The attorney general’s office says that Barlow and Amar purchased several residential and commercial properties in New London, Conn., in 2012. Barlow is said to have incurred $340,000 in debt to Amar through property purchase and renovation and received debt relief from 2012 to 2014, in exchange for an influence on contracts with Twin River.
Barlow is charged with four counts of accepting a bribe, three counts of obtaining property under false pretenses and two counts of casino gaming crimes/ providing false information.
“Twin River Management Group cooperated fully with the R.I. State Police and Attorney General during the investigation and will continue to do so,” said Twin River spokeswoman Patti Doyle. “The one employee involved in this nongaming matter is no longer employed by the company.”

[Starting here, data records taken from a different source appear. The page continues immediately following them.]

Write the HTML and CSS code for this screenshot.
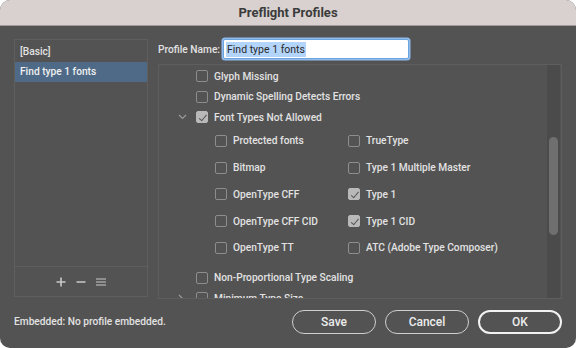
FILE: index.html
```html
<!DOCTYPE html>
<html>
<head>
<meta charset="utf-8">
<link rel="stylesheet" href="styles.css">
</head>
<body>
<div class="window">
  <div class="titlebar">Preflight Profiles</div>
  <div class="main">
    <div class="left">
      <div class="list">
        <div class="item">[Basic]</div>
        <div class="item selected">Find type 1 fonts</div>
      </div>
      <div class="toolbar">
        <svg width="12" height="12" viewBox="0 0 12 12"><path d="M6 1.5v9M1.5 6h9" stroke="#c9c9c9" stroke-width="1.6"/></svg>
        <svg width="12" height="12" viewBox="0 0 12 12"><path d="M1.5 6h9" stroke="#c9c9c9" stroke-width="1.6"/></svg>
        <svg width="12" height="12" viewBox="0 0 12 12"><path d="M1 3h10M1 6h10M1 9h10" stroke="#c9c9c9" stroke-width="1.2"/></svg>
      </div>
    </div>
    <div class="right">
      <div class="namerow">
        <span class="label">Profile Name:</span>
        <div class="input"><span class="sel">Find type 1 fonts</span></div>
      </div>
      <div class="tree">
        <div class="content">
          <div class="row"><span class="chev"></span><span class="cb"></span><span>Glyph Missing</span></div>
          <div class="row"><span class="chev"></span><span class="cb"></span><span>Dynamic Spelling Detects Errors</span></div>
          <div class="row"><span class="chev"><svg width="9" height="6" viewBox="0 0 9 6"><path d="M1 1l3.5 3.5L8 1" fill="none" stroke="#9a9a9a" stroke-width="1.2"/></svg></span><span class="cb on"></span><span>Font Types Not Allowed</span></div>
          <div class="sub">
            <div class="opt"><span class="cb"></span><span>Protected fonts</span></div>
            <div class="opt"><span class="cb"></span><span>TrueType</span></div>
            <div class="opt"><span class="cb"></span><span>Bitmap</span></div>
            <div class="opt"><span class="cb"></span><span>Type 1 Multiple Master</span></div>
            <div class="opt"><span class="cb"></span><span>OpenType CFF</span></div>
            <div class="opt"><span class="cb on"></span><span>Type 1</span></div>
            <div class="opt"><span class="cb"></span><span>OpenType CFF CID</span></div>
            <div class="opt"><span class="cb on"></span><span>Type 1 CID</span></div>
            <div class="opt"><span class="cb"></span><span>OpenType TT</span></div>
            <div class="opt"><span class="cb"></span><span>ATC (Adobe Type Composer)</span></div>
          </div>
          <div class="row gap"><span class="chev"></span><span class="cb"></span><span>Non-Proportional Type Scaling</span></div>
          <div class="row"><span class="chev"><svg width="6" height="9" viewBox="0 0 6 9"><path d="M1 1l3.5 3.5L1 8" fill="none" stroke="#9a9a9a" stroke-width="1.2"/></svg></span><span class="cb"></span><span>Minimum Type Size</span></div>
        </div>
        <div class="scrollbar"><div class="thumb"></div></div>
      </div>
    </div>
  </div>
  <div class="footer">
    <span class="embedded">Embedded: No profile embedded.</span>
    <div class="buttons">
      <button class="btn">Save</button>
      <button class="btn">Cancel</button>
      <button class="btn ok">OK</button>
    </div>
  </div>
</div>
</body>
</html>
```

FILE: styles.css
```css
* { box-sizing: border-box; }
html, body { margin: 0; padding: 0; background: #ffffff; }
body {
  font-family: Roboto, "Liberation Sans", sans-serif;
  font-size: 10.2px;
  font-weight: 500;
  color: #e2e2e2;
}
.window {
  width: 576px;
  height: 348px;
  background: #535353;
  border-radius: 10px;
  overflow: hidden;
  display: flex;
  flex-direction: column;
}
.titlebar {
  height: 26px;
  background: #d8d1cf;
  border-bottom: 1px solid #9f9b9a;
  color: #3b3b3b;
  font-weight: 700;
  font-size: 13px;
  display: flex;
  align-items: center;
  justify-content: center;
}
.main {
  display: flex;
  gap: 10px;
  padding: 13px 14px 0 14px;
  height: 273px;
}
.left {
  width: 134px;
  height: 258px;
  border: 1px solid #5f5f5f;
  display: flex;
  flex-direction: column;
}
.list { flex: 1; padding-top: 2px; }
.item {
  height: 20px;
  line-height: 20px;
  padding-left: 5px;
}
.item.selected { background: #4e6a87; color: #f0f0f0; }
.toolbar {
  height: 30px;
  border-top: 1px solid #5f5f5f;
  display: flex;
  align-items: center;
  justify-content: center;
  gap: 8px;
}
.right {
  width: 404px;
  display: flex;
  flex-direction: column;
  gap: 5px;
}
.namerow {
  height: 20px;
  display: flex;
  align-items: center;
  gap: 5px;
}
.label { color: #e2e2e2; width: 60px; flex: none; white-space: nowrap; }
.input {
  width: 186px;
  height: 20px;
  background: #ffffff;
  border: 1px solid #6ea4dd;
  box-shadow: 0 0 0 1.5px #8fbbed;
  border-radius: 2px;
  display: flex;
  align-items: center;
  padding-left: 2px;
  color: #2a2a2a;
  font-weight: 400;
  font-size: 10.5px;
}
.sel { background: #b4d5fb; padding: 1px 1px; }
.tree {
  height: 235px;
  border: 1px solid #5e5e5e;
  display: flex;
  overflow: hidden;
}
.content {
  flex: 1;
  padding-top: 1px;
  overflow: hidden;
}
.row {
  height: 20.5px;
  display: flex;
  align-items: center;
  white-space: nowrap;
}
.chev {
  width: 37px;
  padding-left: 19px;
  display: flex;
  align-items: center;
}
.cb {
  width: 12px;
  height: 12px;
  border: 1px solid #8d8d8d;
  border-radius: 2px;
  margin-right: 6px;
  flex: none;
  position: relative;
}
.cb.on {
  background: #b9b9b9;
  border-color: #b9b9b9;
}
.cb.on::after {
  content: "";
  position: absolute;
  left: 3.5px;
  top: 0.5px;
  width: 3px;
  height: 6.5px;
  border: solid #555555;
  border-width: 0 1.5px 1.5px 0;
  transform: rotate(40deg);
}
.sub {
  display: grid;
  grid-template-columns: 133px 200px;
  padding-left: 56px;
}
.opt {
  height: 26.75px;
  display: flex;
  align-items: center;
  white-space: nowrap;
}
.row.gap { margin-top: 6px; }
.scrollbar {
  width: 13px;
  margin-right: 1px;
  background: #4b4b4b;
  padding: 72px 2px 0 2px;
}
.thumb {
  width: 9px;
  height: 98px;
  background: #6f6f6f;
  border-radius: 5px;
}
.footer {
  flex: 1;
  display: flex;
  align-items: center;
  justify-content: space-between;
  padding: 0 14px 4px 14px;
}
.buttons { display: flex; gap: 9px; }
.btn {
  width: 84px;
  height: 24px;
  border-radius: 12px;
  border: 1.5px solid #cfcfcf;
  background: transparent;
  color: #ececec;
  font-family: Roboto, "Liberation Sans", sans-serif;
  font-size: 12px;
  font-weight: 500;
  padding: 0;
}
.btn.ok { border: 2px solid #f2f2f2; }
```
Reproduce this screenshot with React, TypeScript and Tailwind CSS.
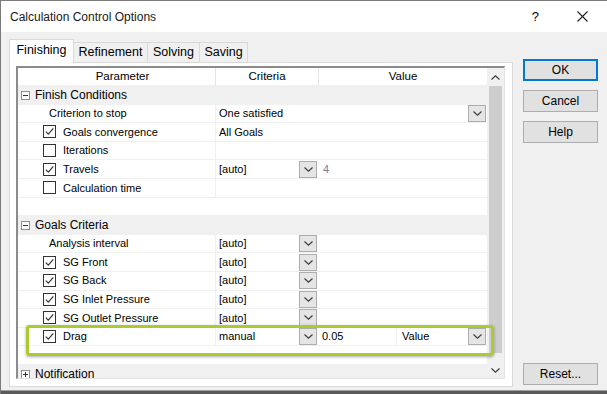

Twin River did not say when Barlow left the company or whether he resigned or was let go. It also did not answer questions as to whether it had altered its contracting practices following the investigation and indictment.
There are numerous alleged elements to the kickback scheme, including the arranging of restaurant tenants to enter into subleases with Amar instead of leasing directly from Twin River, allowing Amar to profit off of leases that he did not already have under contract. Barlow is also alleged to have influenced the purchase a Twin River-branded energy drink produced by a holding of Amar to sell at Twin River, as well as an energy drink under the label New York Minute. The charges claim Barlow purchased a 2.5% interest in both energy drink-producing holdings.
Amar was charged with four counts of bribery, three counts of obtaining property under false pretenses, six counts of failure to file a corporate tax, four counts of filing fraudulent personal income tax return, and one count of failing to file a personal income tax return.
Amar’s business associate, Jill Feldman, was charged with three counts of failure to file a corporate tax return, two counts of filing a fraudulent personal income tax return and one count of failure to file a personal income tax return.
All three defendants are scheduled to be arraigned on Dec. 17.